■ **WORK INSTRUCTIONS**
In the entries below, find the line with "Convert this screenshot to React" and the line with "import React from 'react';", then retype both and everything between them exactly. Do not copy the pictures.
## Start
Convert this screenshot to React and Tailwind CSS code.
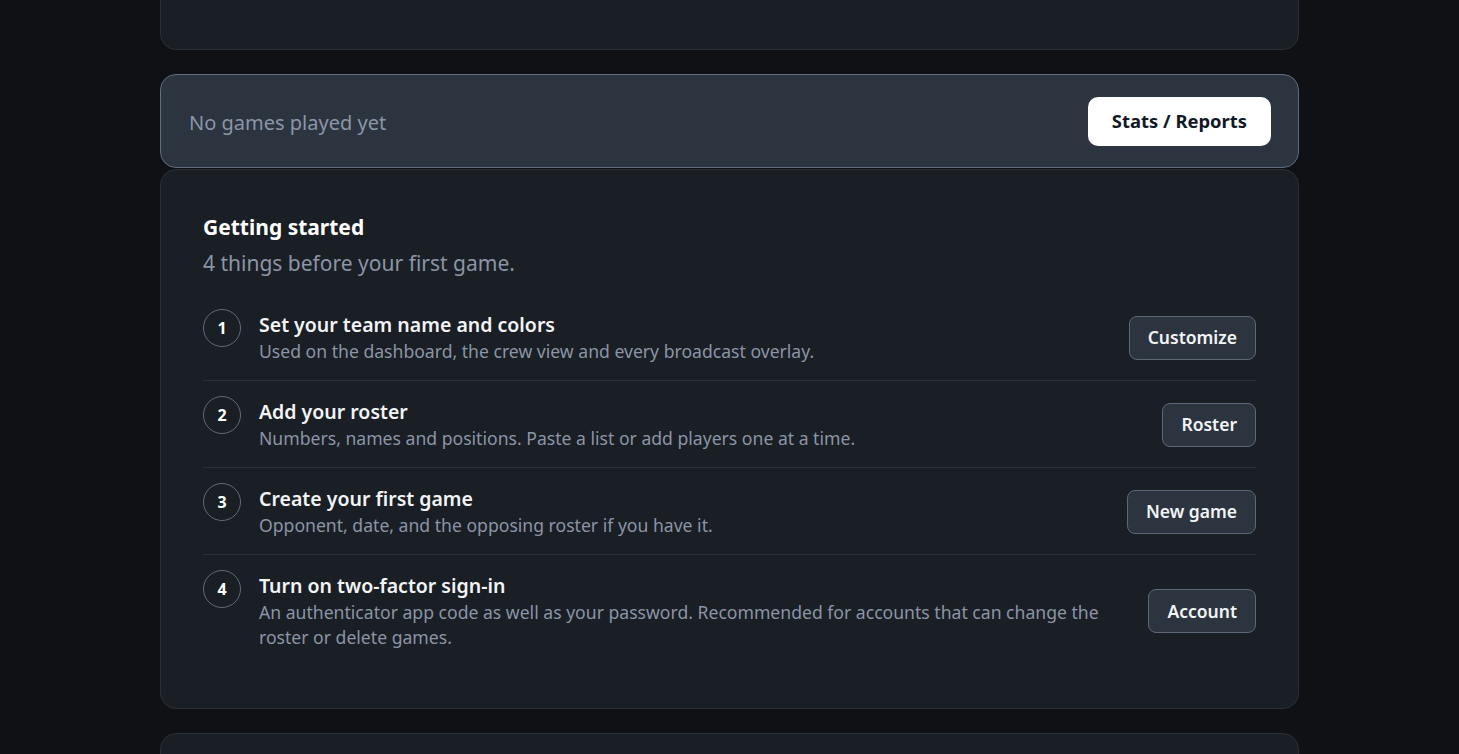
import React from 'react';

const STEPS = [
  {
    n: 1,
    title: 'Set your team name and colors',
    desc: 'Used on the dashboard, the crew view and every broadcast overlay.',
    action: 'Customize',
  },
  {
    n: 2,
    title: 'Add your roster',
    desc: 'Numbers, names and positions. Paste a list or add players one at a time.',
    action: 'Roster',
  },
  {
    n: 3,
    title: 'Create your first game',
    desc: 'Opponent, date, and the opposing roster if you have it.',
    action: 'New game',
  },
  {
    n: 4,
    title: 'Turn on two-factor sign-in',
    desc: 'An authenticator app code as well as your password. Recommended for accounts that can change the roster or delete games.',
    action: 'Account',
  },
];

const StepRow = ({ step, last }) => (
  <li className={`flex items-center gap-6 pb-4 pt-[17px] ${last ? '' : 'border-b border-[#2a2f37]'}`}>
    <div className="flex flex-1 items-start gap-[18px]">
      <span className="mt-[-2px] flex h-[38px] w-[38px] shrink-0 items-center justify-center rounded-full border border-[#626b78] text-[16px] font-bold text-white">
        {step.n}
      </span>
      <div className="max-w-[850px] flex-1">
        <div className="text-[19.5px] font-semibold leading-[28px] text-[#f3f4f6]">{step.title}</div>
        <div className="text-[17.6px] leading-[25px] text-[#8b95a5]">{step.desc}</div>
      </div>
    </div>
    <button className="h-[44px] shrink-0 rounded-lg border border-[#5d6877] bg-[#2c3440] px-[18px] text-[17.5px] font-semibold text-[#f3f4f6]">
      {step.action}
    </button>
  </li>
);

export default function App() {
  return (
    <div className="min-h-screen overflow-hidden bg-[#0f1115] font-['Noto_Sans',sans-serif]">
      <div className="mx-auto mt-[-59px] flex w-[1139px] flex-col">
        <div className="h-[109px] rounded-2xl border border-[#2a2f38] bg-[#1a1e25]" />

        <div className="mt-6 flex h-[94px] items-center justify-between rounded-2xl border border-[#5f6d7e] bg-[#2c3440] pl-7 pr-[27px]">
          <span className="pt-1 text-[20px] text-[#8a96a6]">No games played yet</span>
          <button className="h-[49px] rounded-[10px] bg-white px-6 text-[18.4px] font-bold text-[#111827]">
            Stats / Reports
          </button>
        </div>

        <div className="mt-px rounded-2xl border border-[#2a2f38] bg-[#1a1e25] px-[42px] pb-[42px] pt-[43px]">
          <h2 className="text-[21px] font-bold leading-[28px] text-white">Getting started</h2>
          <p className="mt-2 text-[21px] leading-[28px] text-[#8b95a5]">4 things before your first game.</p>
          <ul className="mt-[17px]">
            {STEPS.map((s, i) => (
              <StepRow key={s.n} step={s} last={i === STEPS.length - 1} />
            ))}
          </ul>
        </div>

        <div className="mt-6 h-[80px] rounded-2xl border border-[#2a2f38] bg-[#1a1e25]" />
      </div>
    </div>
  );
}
## End
## Start
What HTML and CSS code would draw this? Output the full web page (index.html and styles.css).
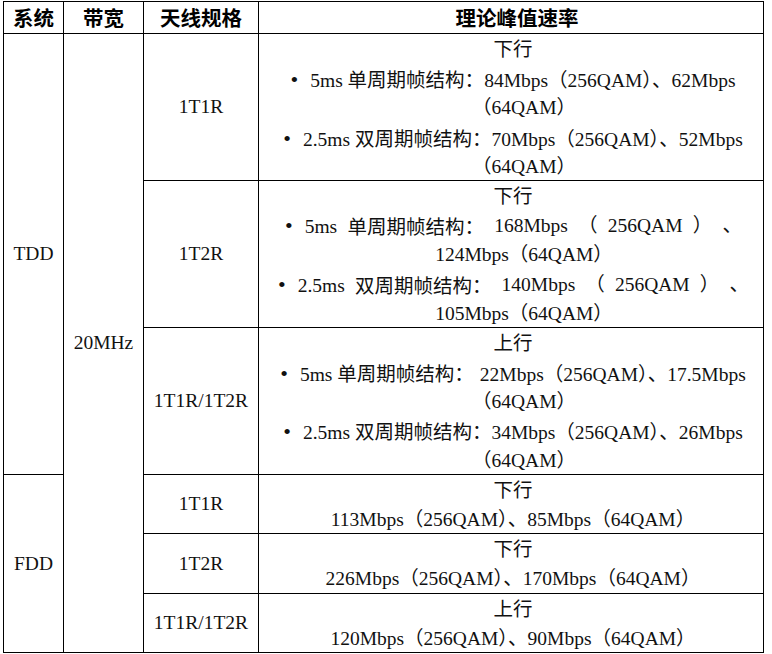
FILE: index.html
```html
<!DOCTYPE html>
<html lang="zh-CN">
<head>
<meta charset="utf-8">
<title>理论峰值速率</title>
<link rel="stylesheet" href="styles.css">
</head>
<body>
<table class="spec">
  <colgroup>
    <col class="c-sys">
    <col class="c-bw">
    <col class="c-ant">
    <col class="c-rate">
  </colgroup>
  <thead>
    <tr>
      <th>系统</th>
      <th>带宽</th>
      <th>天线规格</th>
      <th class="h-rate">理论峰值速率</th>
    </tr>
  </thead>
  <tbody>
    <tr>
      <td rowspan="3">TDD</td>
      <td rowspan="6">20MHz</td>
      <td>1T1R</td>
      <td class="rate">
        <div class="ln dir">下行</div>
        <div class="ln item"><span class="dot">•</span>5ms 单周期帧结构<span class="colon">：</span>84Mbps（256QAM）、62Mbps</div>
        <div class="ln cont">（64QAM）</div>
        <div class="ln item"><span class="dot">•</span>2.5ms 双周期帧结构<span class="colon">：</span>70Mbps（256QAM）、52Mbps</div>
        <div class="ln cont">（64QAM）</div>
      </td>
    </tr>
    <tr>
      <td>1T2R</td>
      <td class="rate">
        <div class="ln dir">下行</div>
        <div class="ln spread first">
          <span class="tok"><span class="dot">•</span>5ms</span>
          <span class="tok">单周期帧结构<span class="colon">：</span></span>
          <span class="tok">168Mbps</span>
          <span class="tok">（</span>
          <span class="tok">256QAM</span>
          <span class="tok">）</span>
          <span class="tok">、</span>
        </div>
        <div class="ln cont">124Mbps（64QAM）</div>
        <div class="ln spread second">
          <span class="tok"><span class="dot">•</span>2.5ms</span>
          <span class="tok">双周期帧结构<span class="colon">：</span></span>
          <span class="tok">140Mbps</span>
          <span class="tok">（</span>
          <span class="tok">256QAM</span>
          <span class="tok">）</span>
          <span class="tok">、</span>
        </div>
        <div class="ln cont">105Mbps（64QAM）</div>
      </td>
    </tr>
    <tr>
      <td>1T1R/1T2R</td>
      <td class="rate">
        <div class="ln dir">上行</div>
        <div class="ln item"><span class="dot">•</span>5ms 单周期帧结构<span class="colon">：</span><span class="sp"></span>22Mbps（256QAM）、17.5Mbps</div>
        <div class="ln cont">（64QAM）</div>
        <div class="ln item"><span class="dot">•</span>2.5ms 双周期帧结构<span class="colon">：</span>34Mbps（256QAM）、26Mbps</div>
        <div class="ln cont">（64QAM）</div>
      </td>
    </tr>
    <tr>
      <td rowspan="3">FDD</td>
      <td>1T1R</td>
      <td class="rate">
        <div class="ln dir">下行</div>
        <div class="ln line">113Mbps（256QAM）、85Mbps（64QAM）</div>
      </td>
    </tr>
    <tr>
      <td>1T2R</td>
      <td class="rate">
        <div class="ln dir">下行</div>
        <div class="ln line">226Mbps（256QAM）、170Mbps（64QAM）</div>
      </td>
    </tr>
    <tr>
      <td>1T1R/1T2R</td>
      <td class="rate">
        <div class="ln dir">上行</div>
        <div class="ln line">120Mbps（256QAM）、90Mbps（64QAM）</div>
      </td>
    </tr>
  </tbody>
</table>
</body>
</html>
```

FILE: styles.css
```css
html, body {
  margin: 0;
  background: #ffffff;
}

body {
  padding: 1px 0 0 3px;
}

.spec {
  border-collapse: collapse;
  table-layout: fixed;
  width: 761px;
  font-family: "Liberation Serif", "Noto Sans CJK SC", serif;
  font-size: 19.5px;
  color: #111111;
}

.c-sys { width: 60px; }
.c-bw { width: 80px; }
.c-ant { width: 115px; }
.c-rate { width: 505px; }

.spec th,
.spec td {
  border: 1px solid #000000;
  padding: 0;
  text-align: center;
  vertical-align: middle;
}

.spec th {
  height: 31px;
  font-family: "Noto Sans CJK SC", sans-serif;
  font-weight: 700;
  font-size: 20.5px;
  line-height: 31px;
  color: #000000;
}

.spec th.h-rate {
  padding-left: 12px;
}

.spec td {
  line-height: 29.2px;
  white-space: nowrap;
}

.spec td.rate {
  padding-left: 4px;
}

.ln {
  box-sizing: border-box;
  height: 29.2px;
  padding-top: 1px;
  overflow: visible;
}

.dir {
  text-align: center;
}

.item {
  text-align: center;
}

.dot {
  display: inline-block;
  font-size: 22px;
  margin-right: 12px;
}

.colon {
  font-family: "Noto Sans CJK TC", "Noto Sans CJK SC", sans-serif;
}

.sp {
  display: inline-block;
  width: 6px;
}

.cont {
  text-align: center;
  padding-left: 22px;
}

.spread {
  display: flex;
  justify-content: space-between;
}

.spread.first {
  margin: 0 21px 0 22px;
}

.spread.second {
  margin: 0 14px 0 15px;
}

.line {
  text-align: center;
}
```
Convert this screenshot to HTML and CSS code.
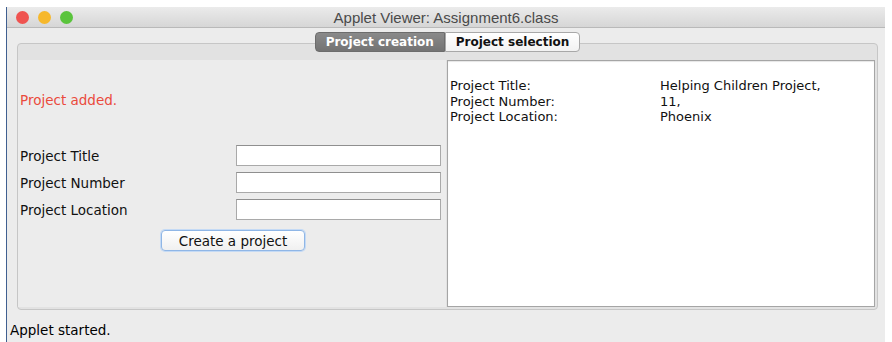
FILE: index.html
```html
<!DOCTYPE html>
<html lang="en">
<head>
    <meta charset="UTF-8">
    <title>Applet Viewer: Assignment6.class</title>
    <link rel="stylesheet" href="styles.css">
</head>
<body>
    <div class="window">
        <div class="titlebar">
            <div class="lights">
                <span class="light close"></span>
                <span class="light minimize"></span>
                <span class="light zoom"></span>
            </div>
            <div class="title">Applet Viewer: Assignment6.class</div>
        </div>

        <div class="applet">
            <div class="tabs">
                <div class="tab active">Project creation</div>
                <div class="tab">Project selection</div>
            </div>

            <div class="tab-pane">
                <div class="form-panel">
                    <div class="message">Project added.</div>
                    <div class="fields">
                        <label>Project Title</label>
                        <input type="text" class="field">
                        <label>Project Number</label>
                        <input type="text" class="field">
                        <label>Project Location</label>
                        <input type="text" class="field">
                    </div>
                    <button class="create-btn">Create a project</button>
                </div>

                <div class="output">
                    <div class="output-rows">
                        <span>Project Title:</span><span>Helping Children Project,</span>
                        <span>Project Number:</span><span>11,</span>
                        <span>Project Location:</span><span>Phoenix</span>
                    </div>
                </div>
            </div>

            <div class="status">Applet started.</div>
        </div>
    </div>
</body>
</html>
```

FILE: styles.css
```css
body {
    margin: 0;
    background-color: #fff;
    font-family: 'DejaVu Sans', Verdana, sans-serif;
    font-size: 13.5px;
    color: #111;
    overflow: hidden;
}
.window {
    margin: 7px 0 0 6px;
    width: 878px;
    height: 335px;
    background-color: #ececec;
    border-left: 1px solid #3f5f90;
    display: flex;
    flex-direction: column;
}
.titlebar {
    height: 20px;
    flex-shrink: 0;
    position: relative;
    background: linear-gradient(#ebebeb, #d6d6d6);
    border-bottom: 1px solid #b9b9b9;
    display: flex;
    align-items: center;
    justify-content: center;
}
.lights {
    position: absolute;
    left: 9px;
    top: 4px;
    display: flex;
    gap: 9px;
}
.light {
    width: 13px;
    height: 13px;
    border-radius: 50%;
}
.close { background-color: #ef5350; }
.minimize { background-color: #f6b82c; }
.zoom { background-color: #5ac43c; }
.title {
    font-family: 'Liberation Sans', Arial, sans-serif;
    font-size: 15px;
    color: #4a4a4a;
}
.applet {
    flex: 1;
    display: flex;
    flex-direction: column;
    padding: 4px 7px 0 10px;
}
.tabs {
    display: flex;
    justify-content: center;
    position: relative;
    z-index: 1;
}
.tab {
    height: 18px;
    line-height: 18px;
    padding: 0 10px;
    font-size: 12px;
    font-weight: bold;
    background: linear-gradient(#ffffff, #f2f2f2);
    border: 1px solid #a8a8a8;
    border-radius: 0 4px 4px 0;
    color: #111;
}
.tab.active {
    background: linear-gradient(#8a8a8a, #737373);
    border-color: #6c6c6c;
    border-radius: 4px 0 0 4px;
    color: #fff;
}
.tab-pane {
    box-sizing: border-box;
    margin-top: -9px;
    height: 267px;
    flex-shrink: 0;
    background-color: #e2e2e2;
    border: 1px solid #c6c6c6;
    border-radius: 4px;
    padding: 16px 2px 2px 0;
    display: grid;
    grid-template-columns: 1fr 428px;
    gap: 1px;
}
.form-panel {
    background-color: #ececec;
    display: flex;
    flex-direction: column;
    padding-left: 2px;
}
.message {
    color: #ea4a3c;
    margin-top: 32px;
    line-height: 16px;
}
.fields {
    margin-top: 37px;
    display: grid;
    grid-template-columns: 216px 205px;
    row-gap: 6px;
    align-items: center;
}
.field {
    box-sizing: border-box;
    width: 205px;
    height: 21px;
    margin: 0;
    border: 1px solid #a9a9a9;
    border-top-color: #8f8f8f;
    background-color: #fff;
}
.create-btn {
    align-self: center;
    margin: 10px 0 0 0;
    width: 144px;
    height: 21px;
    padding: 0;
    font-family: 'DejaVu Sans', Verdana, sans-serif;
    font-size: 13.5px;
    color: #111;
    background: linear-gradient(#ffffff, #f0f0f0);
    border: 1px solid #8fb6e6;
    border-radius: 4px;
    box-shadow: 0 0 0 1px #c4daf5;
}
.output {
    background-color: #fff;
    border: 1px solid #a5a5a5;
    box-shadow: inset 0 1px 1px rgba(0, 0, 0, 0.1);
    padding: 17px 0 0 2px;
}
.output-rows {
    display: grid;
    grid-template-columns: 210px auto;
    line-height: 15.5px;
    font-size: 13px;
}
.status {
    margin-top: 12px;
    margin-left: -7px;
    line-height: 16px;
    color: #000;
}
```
## End
■ **ANSWER TO THIS EXERCISE**
Convert this screenshot to React and Tailwind CSS code.
import React from 'react';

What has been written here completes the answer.